High-toughness directions include DGK-ABS high-toughness series, DGK-PP low-temperature toughened series, DGK-PC/ABS high-impact series, DGK-PA6 toughened series, DGK-PA66 impact-balanced series, DGK-POM impact-modified series, DGK-TPU low-temperature impact series and DGK-TPE flexible impact series.
High-rigidity directions include DGK-PP glass fiber reinforced series, DGK-PP talc-filled high-rigidity series, DGK-PA66 glass fiber reinforced series, DGK-PA6 reinforced series, DGK-PBT glass fiber reinforced series, DGK-PPS reinforced series, DGK-POM reinforced series, DGK-PA66 carbon fiber reinforced series and DGK-PPA high-temperature reinforced series.
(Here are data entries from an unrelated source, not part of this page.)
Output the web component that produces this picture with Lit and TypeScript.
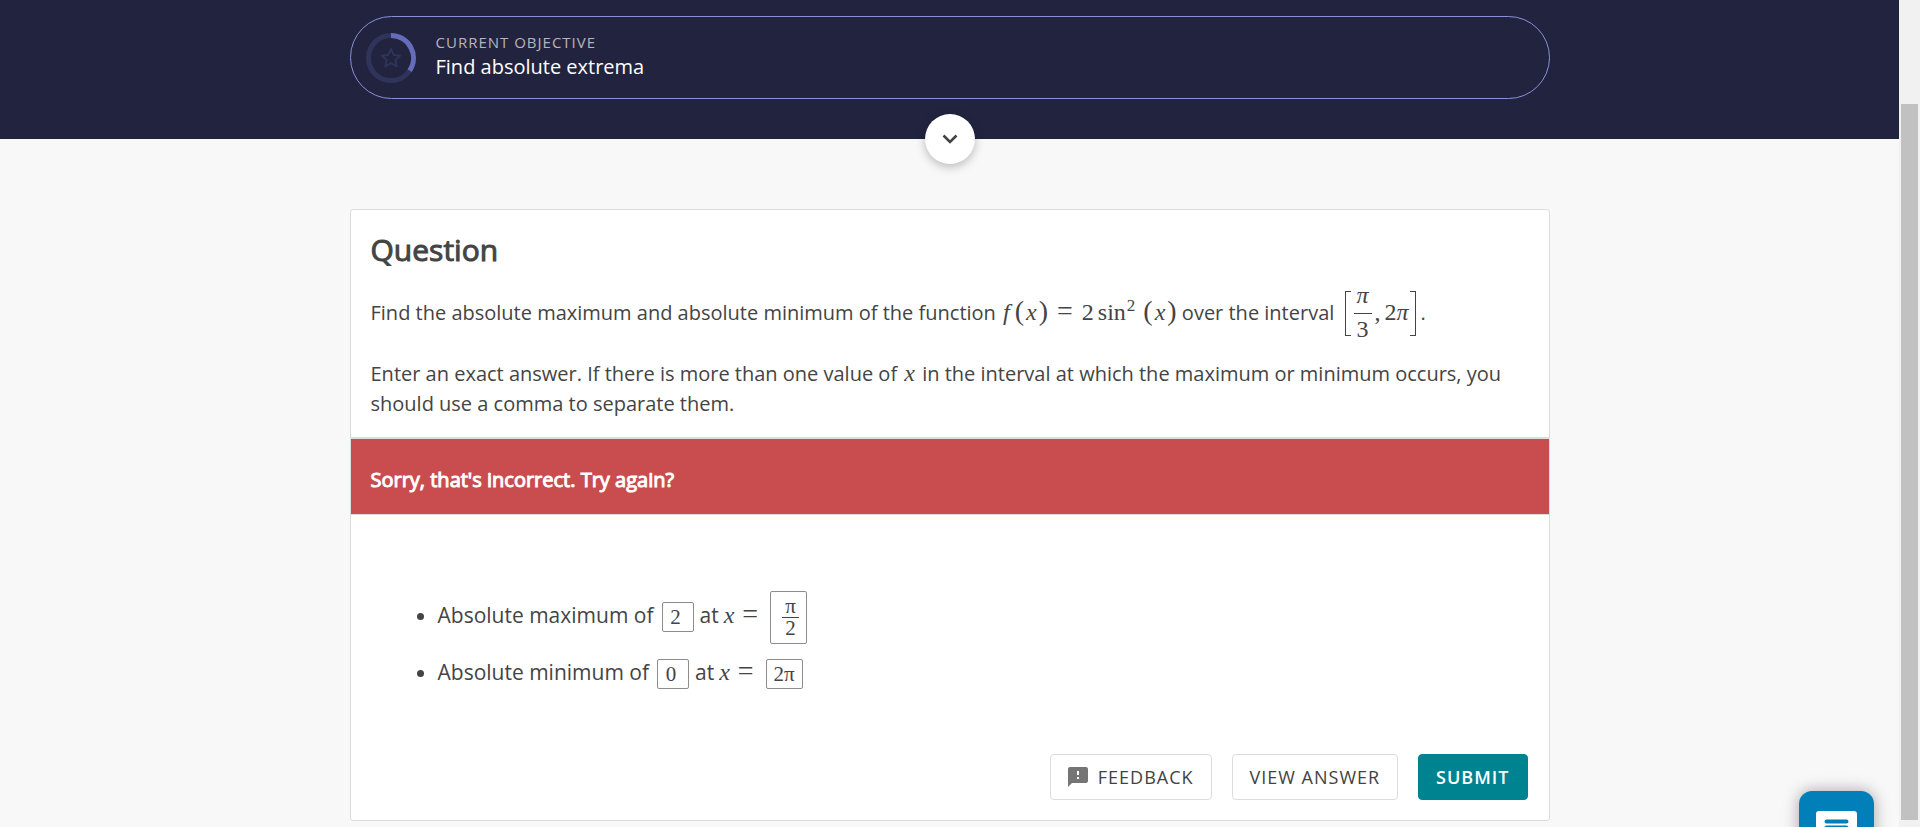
import { LitElement, html, css } from "lit";
import { customElement, property } from "lit/decorators.js";

@customElement("objective-pill")
class ObjectivePill extends LitElement {
  @property() heading = "";
  @property() label = "";

  static styles = css`
    :host {
      display: block;
    }
    .pill {
      display: flex;
      align-items: center;
      gap: 20px;
      box-sizing: border-box;
      min-height: 83px;
      padding: 0 15px;
      border: 1px solid #8b90d8;
      border-radius: 42px;
      color: #fff;
    }
    .ring {
      flex: none;
      width: 50px;
      height: 50px;
    }
    .text {
      padding-bottom: 4px;
    }
    .label {
      font-size: 15px;
      line-height: 22px;
      letter-spacing: 1px;
      color: #b5b5bb;
    }
    .name {
      font-size: 20px;
      line-height: 27px;
    }
  `;

  render() {
    return html`
      <section class="pill">
        <svg class="ring" viewBox="0 0 50 50" fill="none" aria-hidden="true">
          <circle cx="25" cy="25" r="22.5" stroke="#30345a" stroke-width="5" />
          <path d="M25 2.5A22.5 22.5 0 0 1 43.6 37.6" stroke="#656cb9" stroke-width="5" />
          <path
            d="M25 15.8l2.700 6.200 6.600.6-5 4.400 1.500 6.500-5.800-3.400-5.800 3.400 1.500-6.500-5-4.400 6.600-.6z"
            stroke="#30345a"
            stroke-width="1.8"
            stroke-linejoin="round"
          />
        </svg>
        <div class="text">
          <div class="label">${this.label}</div>
          <div class="name">${this.heading}</div>
        </div>
      </section>
    `;
  }
}

@customElement("question-card")
class QuestionCard extends LitElement {
  static styles = css`
    :host {
      display: block;
      box-sizing: border-box;
      border: 1px solid #dcdcdc;
      border-radius: 3px;
      background: #fff;
      color: #444;
    }
    .prompt {
      padding: 20px 20px 18px;
      font-size: 20px;
      line-height: 30px;
    }
    h1 {
      margin: 0;
      font-size: 30px;
      line-height: 40px;
      font-weight: 400;
      -webkit-text-stroke: 1px currentColor;
    }
    p {
      margin: 0;
    }
    .statement {
      margin: 18px 0 20px;
    }
    .math {
      font-family: "Liberation Serif", serif;
      font-size: 24px;
      line-height: 24px;
      white-space: nowrap;
    }
    .math sup {
      margin-left: 1px;
      font-size: 17px;
      line-height: 0;
    }
    .fn {
      margin: 0 5px 0 2px;
    }
    .var {
      margin: 0 2px;
    }
    .big {
      font-size: 28px;
      line-height: 24px;
    }
    .rel {
      margin: 0 9px;
    }
    .thin {
      margin-left: 4px;
    }
    .arg {
      margin-left: 8px;
    }
    .interval {
      display: inline-flex;
      align-items: center;
      vertical-align: -16px;
      margin: 0 5px;
    }
    .bracket {
      box-sizing: border-box;
      width: 6px;
      height: 45px;
      border: 1px solid #444;
    }
    .open {
      border-right: 0;
      margin-right: 3px;
    }
    .close {
      border-left: 0;
    }
    .inner {
      padding: 0 1px 4px 0;
    }
    .frac {
      display: inline-flex;
      flex-direction: column;
      align-items: center;
      width: 18px;
      margin: -5px 3px -5px 0;
    }
    .num {
      padding: 2px 0 8px;
      line-height: 20px;
    }
    .den {
      align-self: stretch;
      border-top: 1px solid currentColor;
      line-height: 30px;
      text-align: center;
    }
    .banner {
      padding: 26px 20px 19px;
      border-top: 2px solid #dcdcdc;
      border-bottom: 1px solid #dcdcdc;
      background: #c94d4f;
      color: #fff;
      font-size: 20px;
      line-height: 30px;
      -webkit-text-stroke: 1px currentColor;
    }
    ul {
      display: grid;
      gap: 10px;
      margin: 0;
      padding: 73px 20px 62px 87px;
      font-size: 21px;
    }
    .answer {
      display: flex;
      align-items: center;
      min-height: 36px;
    }
    .tall {
      min-height: 58px;
    }
    .answer label {
      padding-bottom: 4px;
      line-height: 28px;
    }
    .field {
      box-sizing: border-box;
      width: 32px;
      height: 30px;
      margin: 0 6px 0 8px;
      padding: 0 4px 0 0;
      border: 1px solid #8c8c8c;
      border-radius: 2px;
      background: #fff;
      color: inherit;
      font-family: "Liberation Serif", serif;
      font-size: 21px;
      text-align: center;
    }
    .wide {
      width: 37px;
      margin: 0 0 0 12px;
      padding: 0;
    }
    .fraction {
      display: grid;
      align-content: center;
      justify-items: center;
      height: 53px;
      padding-left: 4px;
    }
    .part {
      box-sizing: border-box;
      width: 17px;
      height: 22px;
      padding: 0;
      border: 0;
      background: none;
      color: inherit;
      font: inherit;
      text-align: center;
    }
    .lower {
      border-top: 1px solid #444;
    }
    .eq {
      margin-left: 5px;
      font-family: "Liberation Serif", serif;
      font-size: 24px;
    }
    .sign {
      margin-left: 2px;
    }
    .actions {
      display: flex;
      justify-content: flex-end;
      flex-wrap: wrap;
      gap: 20px;
      padding: 0 21px 20px 20px;
    }
    .btn {
      display: inline-flex;
      align-items: center;
      gap: 10px;
      box-sizing: border-box;
      height: 46px;
      padding: 0 17px;
      border: 1px solid #dcdcdc;
      border-radius: 4px;
      background: #fff;
      color: #424242;
      font-family: inherit;
      font-size: 18px;
      font-weight: 500;
      letter-spacing: 1px;
      text-transform: uppercase;
      cursor: pointer;
    }
    .btn svg {
      width: 20px;
      height: 20px;
      fill: #757575;
    }
    .primary {
      border-color: #008391;
      background: #008391;
      color: #fff;
      font-weight: 600;
    }
  `;

  render() {
    return html`
      <section class="prompt">
        <h1>Question</h1>
        <p class="statement">
          Find the absolute maximum and absolute minimum of the function
          <span class="math"
            ><i class="fn">f</i><span class="big">(</span><i class="var">x</i
            ><span class="big">)</span><span class="big rel">=</span>2<span class="thin">sin</span
            ><sup>2</sup><span class="big arg">(</span><i class="var">x</i
            ><span class="big">)</span></span
          >
          over the interval
          <span class="math interval"
            ><span class="bracket open"></span
            ><span class="frac"><i class="num">π</i><span class="den">3</span></span
            ><span class="inner">,<span class="thin">2<i>π</i></span></span
            ><span class="bracket close"></span></span
          >.
        </p>
        <p>
          Enter an exact answer. If there is more than one value of
          <i class="math var">x</i> in the interval at which the maximum or minimum occurs, you
          should use a comma to separate them.
        </p>
      </section>
      <div class="banner" role="alert">Sorry, that's incorrect. Try again?</div>
      <form @submit=${(e: Event) => e.preventDefault()}>
        <ul>
          <li>
            <div class="answer tall">
              <label for="max">Absolute maximum of</label>
              <input class="field" id="max" .value=${"2"} />
              <label for="max-num"
                >at<span class="eq"><i>x</i> <span class="big sign">=</span></span></label
              >
              <div class="field wide fraction">
                <input class="part" id="max-num" .value=${"π"} />
                <input class="part lower" aria-label="Denominator" .value=${"2"} />
              </div>
            </div>
          </li>
          <li>
            <div class="answer">
              <label for="min">Absolute minimum of</label>
              <input class="field" id="min" .value=${"0"} />
              <label for="min-at"
                >at<span class="eq"><i>x</i> <span class="big sign">=</span></span></label
              >
              <input class="field wide" id="min-at" .value=${"2π"} />
            </div>
          </li>
        </ul>
        <div class="actions">
          <button class="btn" type="button">
            <svg viewBox="2 2 20 20" aria-hidden="true">
              <path
                d="M20 2H4c-1.1 0-2 .9-2 2v18l4-4h14c1.1 0 2-.9 2-2V4c0-1.1-.9-2-2-2zm-7 12h-2v-2h2v2zm0-4h-2V6h2v4z"
              />
            </svg>
            Feedback
          </button>
          <button class="btn" type="button">View answer</button>
          <button class="btn primary" type="submit">Submit</button>
        </div>
      </form>
    `;
  }
}

@customElement("app-root")
class AppRoot extends LitElement {
  static styles = css`
    :host {
      position: relative;
      display: grid;
      grid-template-columns: minmax(0, 1fr) 21px;
      height: 100vh;
      overflow: hidden;
      background: #f8f8f8;
      font-family: "Open Sans", sans-serif;
    }
    .top {
      position: relative;
      padding: 16px 20px 40px;
      background: #22243f;
    }
    .column {
      max-width: 1200px;
      margin: 0 auto;
    }
    .expand {
      position: absolute;
      left: 50%;
      bottom: -25px;
      display: grid;
      place-items: center;
      width: 50px;
      height: 50px;
      margin-left: -25px;
      padding: 0;
      border: 0;
      border-radius: 50%;
      background: #fff;
      box-shadow: 0 3px 10px rgba(0, 0, 0, 0.25);
      cursor: pointer;
    }
    main {
      padding: 70px 20px 6px;
    }
    .track {
      padding: 104px 2px 7px;
      background: #f1f1f1;
      display: grid;
    }
    .thumb {
      background: #c1c1c1;
    }
    .chat {
      position: absolute;
      right: 46px;
      bottom: -39px;
      width: 75px;
      height: 75px;
      padding: 0;
      border: 0;
      border-radius: 13px;
      background: #007fb8;
      box-shadow: 0 0 16px rgba(0, 0, 0, 0.35);
      cursor: pointer;
    }
    .chat svg {
      display: block;
      width: 75px;
      height: 75px;
    }
  `;

  render() {
    return html`
      <div>
        <header class="top">
          <objective-pill
            class="column"
            label="CURRENT OBJECTIVE"
            heading="Find absolute extrema"
          ></objective-pill>
          <button class="expand" type="button" aria-label="Show objectives">
            <svg width="16" height="10" viewBox="0 0 16 10" fill="none" aria-hidden="true">
              <path d="M1.5 1.5L8 8l6.5-6.5" stroke="#424242" stroke-width="2.6" />
            </svg>
          </button>
        </header>
        <main>
          <question-card class="column"></question-card>
        </main>
      </div>
      <div class="track" aria-hidden="true"><div class="thumb"></div></div>
      <button class="chat" type="button" aria-label="Open chat">
        <svg viewBox="0 0 75 75" aria-hidden="true">
          <path d="M20 20h35a3 3 0 0 1 3 3v33l-9-6H20a3 3 0 0 1-3-3V23a3 3 0 0 1 3-3z" fill="#fff" />
          <path d="M27.500 30.500h20M27.500 36.500h20" stroke="#007fb8" stroke-width="4" stroke-linecap="round" />
        </svg>
      </button>
    `;
  }
}
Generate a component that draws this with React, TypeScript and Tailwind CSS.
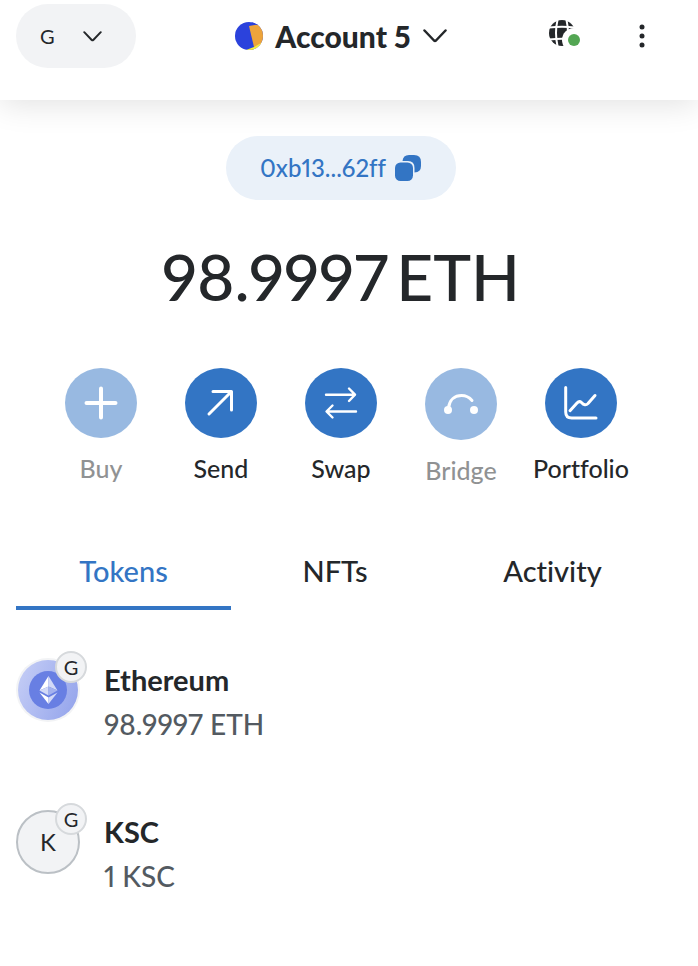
import type { ReactNode } from "react";

function Chevron({ className }: { className: string }) {
  return (
    <svg viewBox="0 0 24 14" className={className} fill="none" stroke="currentColor" strokeWidth="2.500" strokeLinecap="round" strokeLinejoin="round" aria-hidden="true">
      <path d="M1.500 1.500 L11 11.500 Q12 12.300 13 11.500 L22.500 1.500" />
    </svg>
  );
}

function Header() {
  return (
    <header className="grid h-[100px] grid-cols-[1fr_auto_1fr] items-start bg-white pt-1 pr-4 shadow-[0_4px_30px_rgba(0,0,0,0.12)]">
      <div className="flex pl-4">
        <button type="button" aria-label="Network G" className="flex h-16 w-[120px] items-center gap-7 rounded-full bg-[#f2f3f5] pl-6 text-xl">
          G
          <Chevron className="h-[11px] w-[19px]" />
        </button>
      </div>
      <button type="button" className="flex h-16 items-center gap-3 text-[30px] font-black">
        <svg viewBox="0 0 28 28" className="size-7" aria-hidden="true">
          <defs>
            <clipPath id="avatar-clip">
              <circle cx="14" cy="14" r="14" />
            </clipPath>
          </defs>
          <g clipPath="url(#avatar-clip)">
            <rect width="28" height="28" fill="#2b42dc" />
            <path d="M14 4 L30 1 V23 L19 25 Z" fill="#eda43b" />
            <path d="M11 28 L19 25 L30 19 V30 H11 Z" fill="#f8f03c" />
            <path d="M16 0 L21 3 L30 1 V0 Z" fill="#2b42dc" />
          </g>
        </svg>
        Account 5
        <Chevron className="h-3.5 w-6" />
      </button>
      <div className="flex h-16 items-center justify-end gap-[58px] pr-[37px]">
        <button type="button" aria-label="Connected sites">
          <svg viewBox="0 0 32 32" className="size-8" aria-hidden="true">
            <circle cx="13" cy="13" r="13" fill="#24272a" />
            <g fill="none" stroke="#fff" strokeWidth="2">
              <path d="M0 7.500 Q13 6 26 7.500 M0 19.500 Q13 18 26 19.500" />
              <path d="M8.500 0 Q5.500 13 8.500 26 M17.500 0 Q20.500 13 17.500 26" />
            </g>
            <circle cx="25" cy="20" r="12" fill="#fff" />
            <circle cx="25" cy="20" r="6" fill="#53a653" />
          </svg>
        </button>
        <button type="button" aria-label="Account options">
          <svg viewBox="0 0 6 24" className="h-6 w-1.5" fill="#24272a" aria-hidden="true">
            <circle cx="3" cy="3" r="2.500" />
            <circle cx="3" cy="12" r="2.500" />
            <circle cx="3" cy="21" r="2.500" />
          </svg>
        </button>
      </div>
    </header>
  );
}

function Action({ label, disabled = false, tall = false, children }: { label: string; disabled?: boolean; tall?: boolean; children: ReactNode }) {
  return (
    <button type="button" disabled={disabled} className="flex w-[120px] flex-col items-center gap-3.5 text-[25px] leading-8 font-medium disabled:opacity-50">
      <span className={`flex w-[72px] items-center justify-center rounded-[50%] bg-[#3375c4] ${tall ? "h-[72px]" : "h-[70px]"}`}>
        <svg viewBox="0 0 36 36" className="size-9" fill="none" stroke="#fff" strokeLinecap="round" strokeLinejoin="round" aria-hidden="true">
          {children}
        </svg>
      </span>
      {label}
    </button>
  );
}

function Tab({ label, active = false }: { label: string; active?: boolean }) {
  return (
    <button
      type="button"
      role="tab"
      aria-selected={active}
      className={`h-[74px] border-b-4 text-[29px] font-medium ${active ? "border-[#3375c4] text-[#3375c4]" : "border-transparent"}`}
    >
      {label}
    </button>
  );
}

function TokenRow({ icon, name, amount }: { icon: ReactNode; name: string; amount: string }) {
  return (
    <li className="flex h-[152px] items-start gap-6 pt-12">
      <div className="relative size-16">
        {icon}
        <span className="absolute -top-[7px] -right-[7px] flex size-8 items-center justify-center rounded-full border-2 border-[#d6d9dc] bg-[#f2f3f5] text-xl">G</span>
      </div>
      <div className="leading-[44px]">
        <p className="text-[29px] font-bold">{name}</p>
        <p className="text-[28px] font-medium text-[#535a61]">{amount}</p>
      </div>
    </li>
  );
}

function EthereumIcon() {
  return (
    <svg viewBox="0 0 64 64" className="size-16" aria-hidden="true">
      <defs>
        <linearGradient id="eth-ring" x1="0" x2="1" y1="0.3" y2="0.7">
          <stop offset="0" stopColor="#c2cbf5" />
          <stop offset="1" stopColor="#96a6ec" />
        </linearGradient>
      </defs>
      <circle cx="32" cy="32" r="32" fill="#f2f3f5" />
      <circle cx="32" cy="32" r="30" fill="url(#eth-ring)" />
      <circle cx="32" cy="32" r="19" fill="#687fe3" />
      <path d="M32.500 18 L23.500 32.500 L32.500 28.500 Z" fill="#fff" />
      <path d="M32.500 18 L41.500 32.500 L32.500 28.500 Z" fill="#d2d9f7" />
      <path d="M23.500 32.500 L32.500 28.500 V37.500 Z" fill="#d2d9f7" />
      <path d="M41.500 32.500 L32.500 28.500 V37.500 Z" fill="#a4b2ee" />
      <path d="M23.500 34.500 L32.500 39.500 V46 Z" fill="#fff" />
      <path d="M41.500 34.500 L32.500 39.500 V46 Z" fill="#d2d9f7" />
    </svg>
  );
}

export default function App() {
  return (
    <div className="min-h-screen overflow-x-hidden bg-white font-['Lato','Liberation_Sans',sans-serif] text-[#24272a] proportional-nums [font-variant-ligatures:none]">
      <Header />
      <main className="flex flex-col items-center pt-9 pr-4">
        <button type="button" className="flex h-16 w-[230px] items-center justify-center gap-2 rounded-full bg-[#eaf1f9] text-2xl font-medium text-[#3375c4]">
          0xb13...62ff
          <svg viewBox="0 0 28 28" className="size-7" fill="currentColor" aria-hidden="true">
            <path d="M8.500 7 Q9 1 15 1 H20 Q27 1 27 8 V12 Q27 18 20.500 18.500 V14 Q20.500 7 14 7 Z" />
            <rect x="1" y="8.500" width="18" height="18.500" rx="5.500" />
          </svg>
        </button>
        <h1 className="mt-[38px] flex gap-2 text-[64px] leading-[78px] font-medium">
          <span>98.9997</span>
          <span>ETH</span>
        </h1>
        <div className="mt-[52px] flex items-start">
          <Action label="Buy" disabled>
            <path d="M18 3.500 V32.500 M3.500 18 H32.500" strokeWidth="4" />
          </Action>
          <Action label="Send">
            <path d="M6 29 L28 7 M10 6.500 H28.500 V25" strokeWidth="3" />
          </Action>
          <Action label="Swap">
            <path d="M3 9.700 H32 M26 3.500 L32 9.700 L26 16 M33 26.500 H4 M9.500 20.500 L3.500 26.500 L9.500 32.500" strokeWidth="2.400" />
          </Action>
          <Action label="Bridge" disabled tall>
            <path d="M5.500 22 C6.500 13.500 12 9.500 18.500 9.500 C23 9.500 26.500 11.500 29 14.500" strokeWidth="3" />
            <circle cx="5" cy="24" r="4" fill="#fff" stroke="none" />
            <circle cx="31" cy="24" r="4" fill="#fff" stroke="none" />
          </Action>
          <Action label="Portfolio">
            <path d="M2.700 2.500 V27 Q2.700 33 8.700 33 H33 M7 25.700 L14 18 Q16.300 15.500 18.500 17.500 Q22 21.500 25 18.500 L32 10.500" strokeWidth="3" />
          </Action>
        </div>
      </main>
      <div role="tablist" className="mt-[50px] mr-8 grid grid-cols-[215fr_208fr_227fr] pl-4">
        <Tab label="Tokens" active />
        <Tab label="NFTs" />
        <Tab label="Activity" />
      </div>
      <ul className="pl-4">
        <TokenRow icon={<EthereumIcon />} name="Ethereum" amount="98.9997 ETH" />
        <TokenRow
          icon={<span className="flex size-16 items-center justify-center rounded-full border-2 border-[#bbc0c5] bg-[#f2f3f5] text-2xl">K</span>}
          name="KSC"
          amount="1 KSC"
        />
      </ul>
    </div>
  );
}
DEYU can adjust base resin, impact modifier, glass fiber, carbon fiber, mineral filler, toughener dosage, compatibilizer, flexural modulus, notched impact, tensile strength, heat resistance, creep, warpage, shrinkage, flowability, surface, color, flame retardancy, anti-static or conductive function, wear resistance and UV resistance.
Information Needed for Material Selection
To select the right material, DEYU recommends providing the current material, product application, main failure mode, whether the part cracks or deforms, impact test temperature, load condition, part thickness, screw boss or snap-fit structure, required modulus or stiffness, required impact strength, heat resistance target, molding process, drawing or sample, color, flame-retardant requirement, UV requirement, wear or anti-static requirement and customer test standard.
Conclusion
High-toughness and high-rigidity plastics solve different engineering problems. High toughness focuses on crack resistance, energy absorption, low-temperature reliability, snap-fit safety and drop performance. High rigidity focuses on deformation control, stiffness, dimensional stability, creep resistance and load-bearing capability.
A tough material is not always rigid. A rigid material is not always tough. In many real projects, the best answer is a balanced formulation designed around the real part failure mode.